§ **Your instructions**
Restate all the material verbatim, except for the pictures.
##### Collected material
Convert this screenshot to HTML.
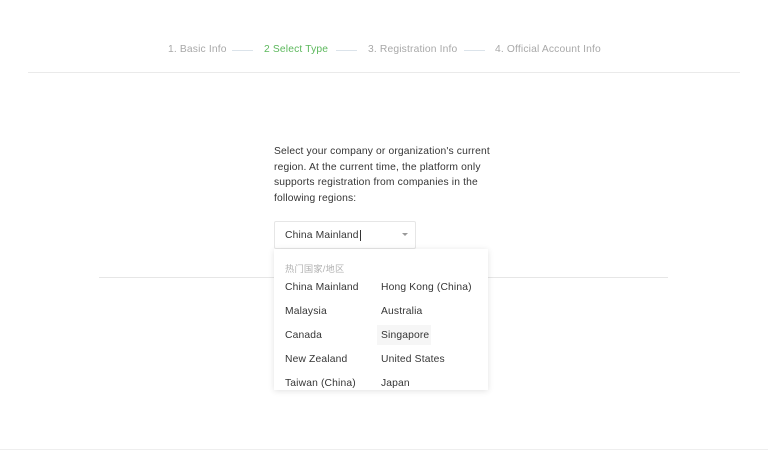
<!DOCTYPE html>
<html><head><style>
body{margin:0;width:768px;height:451px;background:#fff;font-family:"Liberation Sans","Noto Sans CJK SC",sans-serif;position:relative;overflow:hidden;color:#353535}
.a{position:absolute;white-space:nowrap;letter-spacing:0.15px}
.steps{top:44px;font-size:10.3px;color:#a8a8a8}
.dash{position:absolute;top:50px;height:1px;background:#dbe3ea;width:21px}
.t{font-size:10.3px;line-height:15.7px}
.opt{font-size:10.3px;color:#353535}
</style></head><body>
<div class="a steps" style="left:168px">1. Basic Info</div>
<div class="dash" style="left:232px"></div>
<div class="a steps" style="left:264px;color:#5cb85c">2 Select Type</div>
<div class="dash" style="left:336px"></div>
<div class="a steps" style="left:368px">3. Registration Info</div>
<div class="dash" style="left:464px"></div>
<div class="a steps" style="left:495px">4. Official Account Info</div>
<div class="a" style="left:28px;top:72px;width:712px;height:1px;background:#eaeaea"></div>
<div class="a t" style="left:274px;top:144px;white-space:normal;width:230px">Select your company or organization's current<br>region. At the current time, the platform only<br>supports registration from companies in the<br>following regions:</div>
<div class="a" style="left:99px;top:277px;width:569px;height:1px;background:#e6e6e6"></div>
<div class="a" style="left:0;top:449px;width:768px;height:1px;background:#eee"></div>
<div class="a" style="left:274px;top:221px;width:140px;height:26px;border:1px solid #e6e6e6;border-radius:2px;background:#fff"></div>
<div class="a" style="left:285px;top:230px;font-size:10.3px">China Mainland<span style="border-left:1px solid #333;margin-left:1px"></span></div>
<div class="a" style="left:402px;top:233px;width:0;height:0;border-left:3px solid transparent;border-right:3px solid transparent;border-top:3px solid #999"></div>
<div class="a" style="left:274px;top:249px;width:214px;height:141px;background:#fff;box-shadow:0 1px 6px rgba(0,0,0,.12)"></div>
<div class="a" style="left:285px;top:261px;font-size:9.3px;color:#b2b2b2">热门国家/地区</div>
<div class="a" style="left:377px;top:325px;width:54px;height:20px;background:#f6f6f6"></div>
<div class="a opt" style="left:285px;top:282px">China Mainland</div>
<div class="a opt" style="left:381px;top:282px">Hong Kong (China)</div>
<div class="a opt" style="left:285px;top:306px">Malaysia</div>
<div class="a opt" style="left:381px;top:306px">Australia</div>
<div class="a opt" style="left:285px;top:330px">Canada</div>
<div class="a opt" style="left:381px;top:330px">Singapore</div>
<div class="a opt" style="left:285px;top:354px">New Zealand</div>
<div class="a opt" style="left:381px;top:354px">United States</div>
<div class="a opt" style="left:285px;top:378px">Taiwan (China)</div>
<div class="a opt" style="left:381px;top:378px">Japan</div>
</body></html>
##########
§ **Correct output**
Convert this screenshot to HTML.
<!DOCTYPE html>
<html><head><style>
body{margin:0;width:768px;height:451px;background:#fff;font-family:"Liberation Sans","Noto Sans CJK SC",sans-serif;position:relative;overflow:hidden;color:#353535}
.a{position:absolute;white-space:nowrap;letter-spacing:0.15px}
.steps{top:44px;font-size:10.3px;color:#a8a8a8}
.dash{position:absolute;top:50px;height:1px;background:#dbe3ea;width:21px}
.t{font-size:10.3px;line-height:15.7px}
.opt{font-size:10.3px;color:#353535}
</style></head><body>
<div class="a steps" style="left:168px">1. Basic Info</div>
<div class="dash" style="left:232px"></div>
<div class="a steps" style="left:264px;color:#5cb85c">2 Select Type</div>
<div class="dash" style="left:336px"></div>
<div class="a steps" style="left:368px">3. Registration Info</div>
<div class="dash" style="left:464px"></div>
<div class="a steps" style="left:495px">4. Official Account Info</div>
<div class="a" style="left:28px;top:72px;width:712px;height:1px;background:#eaeaea"></div>
<div class="a t" style="left:274px;top:144px;white-space:normal;width:230px">Select your company or organization's current<br>region. At the current time, the platform only<br>supports registration from companies in the<br>following regions:</div>
<div class="a" style="left:99px;top:277px;width:569px;height:1px;background:#e6e6e6"></div>
<div class="a" style="left:0;top:449px;width:768px;height:1px;background:#eee"></div>
<div class="a" style="left:274px;top:221px;width:140px;height:26px;border:1px solid #e6e6e6;border-radius:2px;background:#fff"></div>
<div class="a" style="left:285px;top:230px;font-size:10.3px">China Mainland<span style="border-left:1px solid #333;margin-left:1px"></span></div>
<div class="a" style="left:402px;top:233px;width:0;height:0;border-left:3px solid transparent;border-right:3px solid transparent;border-top:3px solid #999"></div>
<div class="a" style="left:274px;top:249px;width:214px;height:141px;background:#fff;box-shadow:0 1px 6px rgba(0,0,0,.12)"></div>
<div class="a" style="left:285px;top:261px;font-size:9.3px;color:#b2b2b2">热门国家/地区</div>
<div class="a" style="left:377px;top:325px;width:54px;height:20px;background:#f6f6f6"></div>
<div class="a opt" style="left:285px;top:282px">China Mainland</div>
<div class="a opt" style="left:381px;top:282px">Hong Kong (China)</div>
<div class="a opt" style="left:285px;top:306px">Malaysia</div>
<div class="a opt" style="left:381px;top:306px">Australia</div>
<div class="a opt" style="left:285px;top:330px">Canada</div>
<div class="a opt" style="left:381px;top:330px">Singapore</div>
<div class="a opt" style="left:285px;top:354px">New Zealand</div>
<div class="a opt" style="left:381px;top:354px">United States</div>
<div class="a opt" style="left:285px;top:378px">Taiwan (China)</div>
<div class="a opt" style="left:381px;top:378px">Japan</div>
</body></html>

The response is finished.